Explain This is a question about how to figure out how much something loses value over time, using two different mathematical ways: a straight line (linear depreciation) and a curve (exponential depreciation) . The solving step is: First, I wrote down the important stuff I knew:

  • The computer cost $1150 when it was brand new. This means its value (V) was $1150 when the time (t) was 0.
  • After 2 years, its value (V) was $550. This means V = 550 when t = 2.

(a) Finding the linear model (V = mt + b):

  1. The 'b' in this kind of equation is always the starting value when t is 0. Since the computer was $1150 at t=0, 'b' is 1150.
  2. The 'm' is like the "speed" the value changes each year. The value went down from $1150 to $550, which is a drop of $1150 - $550 = $600. This happened over 2 years. So, each year it lost $600 divided by 2 years, which is $300 per year. Since the value is decreasing, 'm' is negative: m = -300.
  3. So, putting it all together, the linear model is V = -300t + 1150.

(b) Finding the exponential model (V = a e^(kt)):

  1. Just like with the linear model, 'a' in this equation is the starting value when t=0. So, 'a' is 1150.
  2. Now my model looks like V = 1150 * e^(kt).
  3. I used the second piece of information: after 2 years (t=2), the value is $550. So, I put those numbers into the equation: 550 = 1150 * e^(k * 2).
  4. To get 'k' by itself, I first divided both sides by 1150: 550/1150 = e^(2k). This fraction simplifies to 11/23.
  5. Then, I used something called a "natural logarithm" (written as 'ln') which helps me get the '2k' out of the exponent: ln(11/23) = 2k.
  6. Finally, I just divided by 2 to find 'k': k = ln(11/23) / 2. When you calculate this, it's about -0.3694.
  7. So, the exponential model is V = 1150 * e^(-0.3694t).

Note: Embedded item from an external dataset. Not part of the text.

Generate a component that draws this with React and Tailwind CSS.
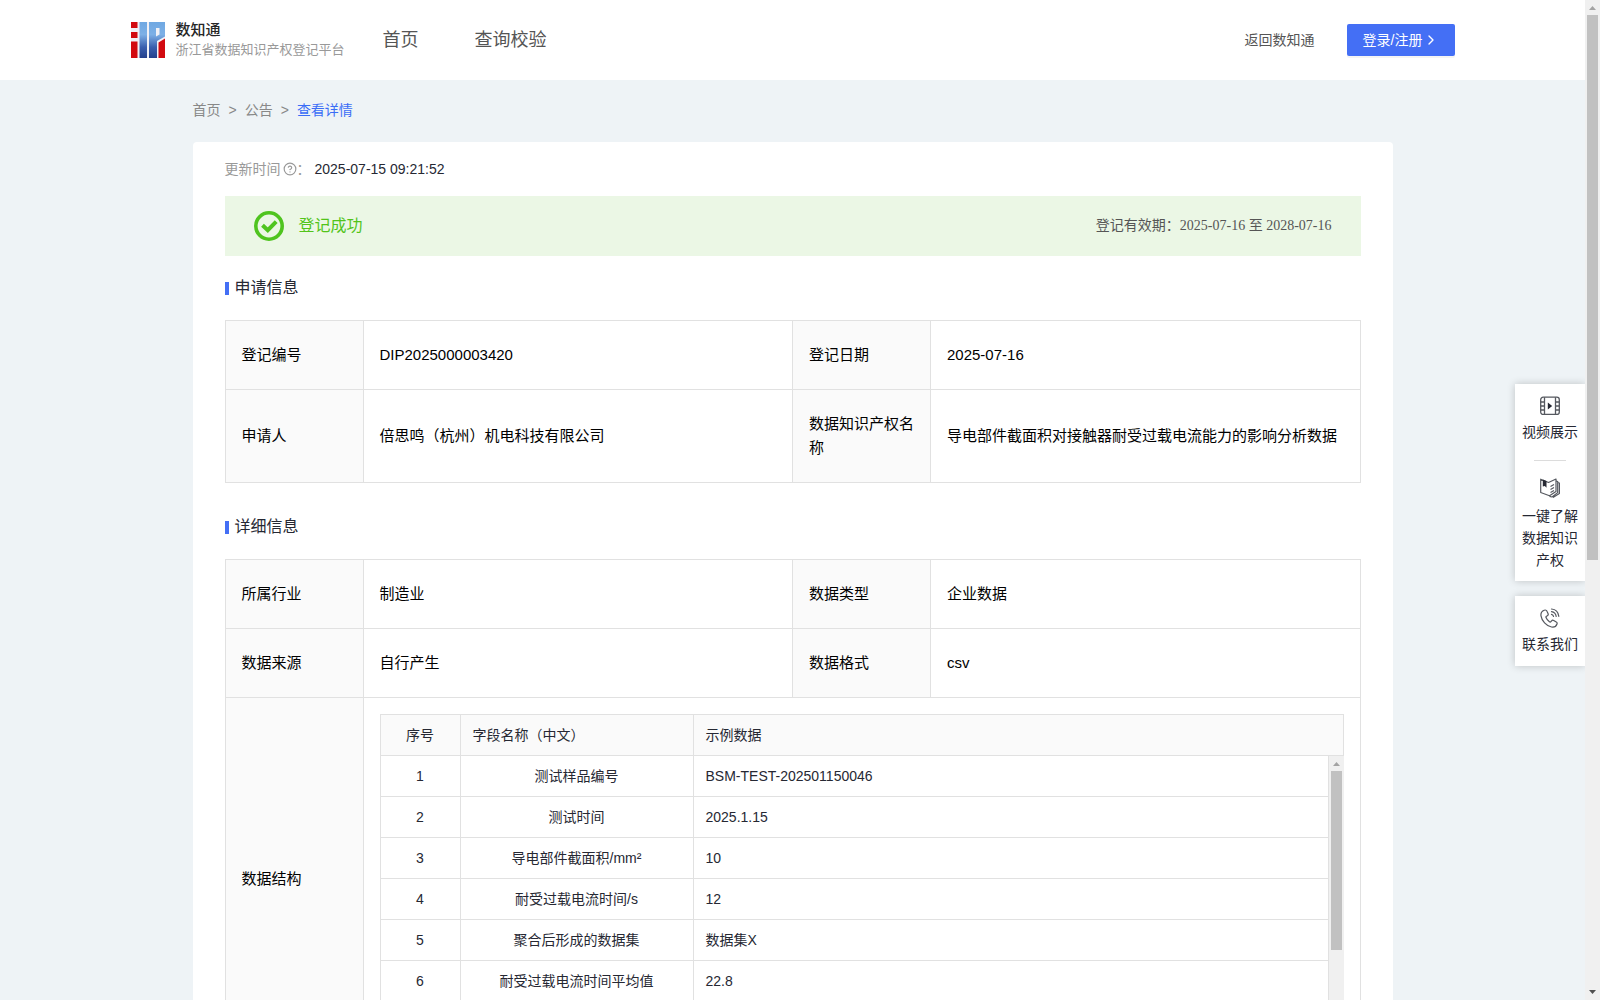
import React from 'react';
import { ChevronRight, CircleHelp } from 'lucide-react';

const applyRows = [
  ['登记编号', 'DIP2025000003420', '登记日期', '2025-07-16'],
  ['申请人', '倍思鸣（杭州）机电科技有限公司', '数据知识产权名称', '导电部件截面积对接触器耐受过载电流能力的影响分析数据'],
];

const detailRows = [
  ['所属行业', '制造业', '数据类型', '企业数据'],
  ['数据来源', '自行产生', '数据格式', 'csv'],
];

const fields = [
  { name: '测试样品编号', sample: 'BSM-TEST-202501150046' },
  { name: '测试时间', sample: '2025.1.15' },
  { name: '导电部件截面积/mm²', sample: '10' },
  { name: '耐受过载电流时间/s', sample: '12' },
  { name: '聚合后形成的数据集', sample: '数据集X' },
  { name: '耐受过载电流时间平均值', sample: '22.8' },
];

const Logo = () => (
  <svg width="34" height="36" viewBox="0 0 34 36" aria-hidden="true">
    <defs>
      <linearGradient id="logoBlue" x1="0" y1="0" x2="0" y2="36" gradientUnits="userSpaceOnUse">
        <stop offset="0" stopColor="#6fa8e2" />
        <stop offset="0.35" stopColor="#7db0e6" />
        <stop offset="0.7" stopColor="#3a5fae" />
        <stop offset="1" stopColor="#24408c" />
      </linearGradient>
    </defs>
    <path d="M0 0h34v36H0z" fill="#f1f1f6" />
    <path d="M0 0h6.500v6H0zM0 10h6.500v6H0zM0 19.500h6.500V36H0z" fill="#d20a10" />
    <path d="M8.500 0h7.500v36H8.500z" fill="url(#logoBlue)" />
    <path d="M18 0h16v14.500l-8 4.500v17h-8zM25 6v8.500l3.500-2V6z" fill="url(#logoBlue)" fillRule="evenodd" />
    <path d="M27.500 20.500L34 16.500V36h-6.500z" fill="#d20a10" />
  </svg>
);

const VideoIcon = () => (
  <svg width="20" height="20" viewBox="0 0 20 20" fill="none" stroke="#55585f" strokeWidth="1.3" aria-hidden="true">
    <rect x="0.700" y="1.200" width="18.600" height="17.200" rx="2.500" />
    <path d="M4.500 1.200v17.200M15.500 1.200v17.200M0.700 6h3.800M0.700 10h3.800M0.700 14h3.800M15.500 6h3.800M15.500 10h3.800M15.500 14h3.800" />
    <path d="M7.800 6.600l4.400 3.400-4.400 3.400z" fill="#262833" stroke="none" />
  </svg>
);

const BookIcon = () => (
  <svg width="20" height="20" viewBox="0 0 20 20" fill="none" stroke="#55585f" strokeWidth="1.2" strokeLinejoin="round" aria-hidden="true">
    <path d="M0.700 1.200L8.500 4.500 16 1v12.500l-6.500 4.200L0.700 14.500z" />
    <path d="M16 3l1.700.6v11L12 19l-2.500-.6M17.700 4.500l1.700.5v10.500L13 19.400" />
    <path d="M10.500 8.500l3.500-2M10.500 11.500l3.500-2M10.500 14.500l3.500-2" />
    <path d="M2.800 1.500l3.700 1.600v6.600L4.800 8 2.800 8.400z" fill="#262833" stroke="none" />
  </svg>
);

const PhoneIcon = () => (
  <svg width="20" height="20" viewBox="0 0 20 20" fill="none" stroke="#55585f" strokeWidth="1.2" strokeLinejoin="round" strokeLinecap="round" aria-hidden="true">
    <path d="M4.200 2.200C2 3 .6 5 1 7.800c.8 5 5.200 10.300 10.500 11.200 2.500.4 4.800-.8 5.500-3 .3-.8 0-1.500-.7-1.900l-2.600-1.600c-.8-.5-1.600-.3-2.100.3l-.7.9c-.4.5-1 .5-1.500.1-1.600-1.100-2.700-2.500-3.400-4.200-.2-.6 0-1.100.5-1.400l.9-.5c.7-.4 1-1.200.7-2L7 3.300c-.5-1.200-1.600-1.500-2.800-1.100z" />
    <path d="M11.500 3.600c2.600.4 4.300 2.200 4.700 4.700M11.500 1c4.200.3 6.800 3.200 7.300 7.300M11.500 6.300c1.200.300 1.800.9 2 2" />
  </svg>
);

const SectionTitle = ({ children }) => (
  <h2 className="flex items-center gap-[6px] text-base leading-6 text-[#262833]">
    <span className="mt-px h-[13px] w-1 bg-[#446ff5]" />
    {children}
  </h2>
);

const InfoTable = ({ rows, children }) => (
  <table className="w-full table-fixed border-separate border-spacing-0 border-l border-t border-[#e1e1e1] text-left text-[15px] leading-6 text-black">
    <colgroup>
      <col className="w-[138px]" />
      <col />
      <col className="w-[138px]" />
      <col />
    </colgroup>
    <tbody>
      {rows.map((row) => (
        <tr key={row[0]}>
          {row.map((cell, i) =>
            i % 2 === 0 ? (
              <th key={i} scope="row" className="border-b border-r border-[#e1e1e1] bg-[#fafafa] px-4 py-[22px] font-normal">
                {cell}
              </th>
            ) : (
              <td key={i} className="border-b border-r border-[#e1e1e1] px-4 py-[22px]">
                {cell}
              </td>
            )
          )}
        </tr>
      ))}
      {children}
    </tbody>
  </table>
);

const FieldTable = () => (
  <div className="text-sm leading-5 text-[#262833]">
    <table className="w-full table-fixed border-separate border-spacing-0 border-l border-t border-[#e1e1e1] bg-[#fafafa]">
      <colgroup>
        <col className="w-20" />
        <col className="w-[233px]" />
        <col />
      </colgroup>
      <thead>
        <tr>
          <th className="border-b border-r border-[#e1e1e1] px-3 py-[10px] text-center font-normal">序号</th>
          <th className="border-b border-r border-[#e1e1e1] px-3 py-[10px] font-normal">字段名称（中文）</th>
          <th className="border-b border-r border-[#e1e1e1] px-3 py-[10px] font-normal">示例数据</th>
        </tr>
      </thead>
    </table>
    <div className="flex h-[287px] overflow-hidden">
      <div className="flex-1">
        <table className="w-full table-fixed border-separate border-spacing-0 border-l border-[#e1e1e1]">
          <colgroup>
            <col className="w-20" />
            <col className="w-[233px]" />
            <col />
          </colgroup>
          <tbody>
            {fields.map((field, index) => (
              <tr key={field.name}>
                <td className="border-b border-r border-[#e1e1e1] px-3 py-[10px] text-center">{index + 1}</td>
                <td className="border-b border-r border-[#e1e1e1] px-3 py-[10px] text-center">{field.name}</td>
                <td className="border-b border-r border-[#e1e1e1] px-3 py-[10px]">{field.sample}</td>
              </tr>
            ))}
          </tbody>
        </table>
      </div>
      <div className="flex w-[15px] flex-col items-center bg-[#f0f0f0]">
        <svg width="15" height="15" viewBox="0 0 15 15" aria-hidden="true">
          <path d="M4 10l3.500-4 3.500 4z" fill="#a3a3a3" />
        </svg>
        <div className="h-[179px] w-[11px] bg-[#c1c1c1]" />
      </div>
    </div>
  </div>
);

const Header = () => (
  <header className="bg-white">
    <div className="mx-auto flex h-20 max-w-[1324px] items-center">
      <a href="#" className="flex items-center gap-[11px]">
        <Logo />
        <span className="flex flex-col">
          <span className="text-[15px] font-medium leading-5 text-[#262626]">数知通</span>
          <span className="text-[13px] leading-5 text-[#999]">浙江省数据知识产权登记平台</span>
        </span>
      </a>
      <nav className="ml-[38px] flex gap-14 text-lg text-[#555]">
        <a href="#">首页</a>
        <a href="#">查询校验</a>
      </nav>
      <a href="#" className="ml-auto text-sm text-[#555]">返回数知通</a>
      <button type="button" className="ml-8 flex h-8 items-center rounded-[2px] bg-[#446ff5] px-4 text-sm text-white shadow-[0_2px_0_rgba(0,0,0,0.045)]">
        登录/注册
        <ChevronRight className="h-4 w-4" />
      </button>
    </div>
  </header>
);

const SideBar = () => (
  <aside className="absolute right-0 top-96 flex w-[70px] flex-col gap-[15px] text-center text-sm leading-[22px] text-[#262833]">
    <div className="flex flex-col items-center bg-white px-[7px] pb-[10px] pt-3 shadow-[0_0_8px_rgba(0,0,0,0.2)]">
      <a href="#" className="flex flex-col items-center gap-[5px]">
        <VideoIcon />
        视频展示
      </a>
      <span className="my-[17px] h-px w-8 bg-[#dcdcdc]" />
      <a href="#" className="flex flex-col items-center gap-[7px]">
        <BookIcon />
        一键了解数据知识产权
      </a>
    </div>
    <div className="bg-white px-[7px] pb-[11px] pt-3 shadow-[0_0_8px_rgba(0,0,0,0.2)]">
      <a href="#" className="flex flex-col items-center gap-[5px]">
        <PhoneIcon />
        联系我们
      </a>
    </div>
  </aside>
);

const PageScrollbar = () => (
  <div className="flex w-[15px] flex-col items-center justify-between bg-[#f0f0f0]">
    <div className="flex flex-col items-center">
      <svg width="15" height="15" viewBox="0 0 15 15" aria-hidden="true">
        <path d="M4 10l3.500-4 3.500 4z" fill="#a3a3a3" />
      </svg>
      <div className="h-[545px] w-[11px] bg-[#c1c1c1]" />
    </div>
    <svg width="15" height="15" viewBox="0 0 15 15" aria-hidden="true">
      <path d="M4 5h7l-3.500 4z" fill="#505050" />
    </svg>
  </div>
);

const App = () => {
  return (
    <div className="flex h-screen overflow-hidden font-['Liberation_Sans','Noto_Sans_CJK_SC',sans-serif]">
      <div className="relative flex-1 overflow-hidden bg-[#eef3f6]">
        <Header />
        <main className="mx-auto max-w-[1200px]">
          {/* Breadcrumb */}
          <nav className="flex gap-2 pb-[22px] pt-5 text-sm text-[#888]">
            <a href="#">首页</a>
            <span>&gt;</span>
            <a href="#">公告</a>
            <span>&gt;</span>
            <span className="text-[#3b6df6]">查看详情</span>
          </nav>

          <div className="rounded bg-white px-8 pb-8 pt-4">
            <div className="flex items-center text-sm leading-[22px] text-[#262833]">
              <span className="text-[#999]">更新时间</span>
              <CircleHelp className="ml-[2px] h-[14px] w-[14px] text-[#999]" />
              <span className="text-[#999]">：</span>
              <span className="ml-1">2025-07-15 09:21:52</span>
            </div>

            {/* Registration status */}
            <div className="mt-4 flex h-[60px] items-center justify-between bg-[#ebf7e5] px-[29px]">
              <div className="flex items-center gap-[15px] text-base text-[#52c41a]">
                <svg width="30" height="30" viewBox="0 0 30 30" fill="none" stroke="#4fc41f" aria-hidden="true">
                  <circle cx="15" cy="15" r="13.200" strokeWidth="3.600" />
                  <path d="M8.500 14.200l5.300 5 8.400-8.600" strokeWidth="4" />
                </svg>
                登记成功
              </div>
              <p className="text-sm text-[#555] font-['Liberation_Serif','Noto_Sans_CJK_SC',serif]">
                登记有效期：2025-07-16 至 2028-07-16
              </p>
            </div>

            <div className="mb-5 mt-5">
              <SectionTitle>申请信息</SectionTitle>
            </div>
            <InfoTable rows={applyRows} />

            <div className="mb-5 mt-8">
              <SectionTitle>详细信息</SectionTitle>
            </div>
            <InfoTable rows={detailRows}>
              <tr>
                <th scope="row" className="border-b border-r border-[#e1e1e1] bg-[#fafafa] px-4 font-normal">
                  数据结构
                </th>
                <td colSpan={3} className="border-b border-r border-[#e1e1e1] p-4">
                  <FieldTable />
                </td>
              </tr>
            </InfoTable>
          </div>
        </main>
        <SideBar />
      </div>
      <PageScrollbar />
    </div>
  );
};

export default App;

(c) Graphing and seeing which depreciates faster:

  1. If I were to draw these on graph paper, the linear model would look like a straight line going down from $1150. The exponential model would start at $1150 too, but it would drop much faster at the beginning and then curve to become less steep.
  2. Because the exponential curve drops more sharply at the start, it means that model shows the computer losing its value quicker in the first little while (like the first year or so) compared to the linear model.

(d) Finding book values after 1 and 3 years:

  1. For the linear model, I just put t=1 and t=3 into its equation (V = -300t + 1150):
    • After 1 year: V = -300(1) + 1150 = -300 + 1150 = $850.
    • After 3 years: V = -300(3) + 1150 = -900 + 1150 = $250.
  2. For the exponential model, I put t=1 and t=3 into its equation (V = 1150 * e^(-0.3694t)):
    • After 1 year: V = 1150 * e^(-0.3694 * 1). This works out to be about $794.88.
    • After 3 years: V = 1150 * e^(-0.3694 * 3). This works out to be about $380.73.

(e) Advantages and disadvantages for buyers and sellers: I thought about how each model changes the computer's value over time and what that means for someone buying or selling it:

  • Linear model: It's super simple to figure out the value, which is nice for planning. But in real life, things often lose a lot of value right away, which this model doesn't show. If you're selling the computer very early, this model says it's worth more than the exponential one. If you're buying it very late, this model says it's worth less.
  • Exponential model: This one is a bit harder to calculate, but it's usually a better way to show how things really lose value – fast at first, then slower. It also makes sure the value never hits zero, which is good! If you're selling the computer very early, this model says it's worth less than the linear one. If you're buying it very early, this model says it's worth less, so you might get a better deal!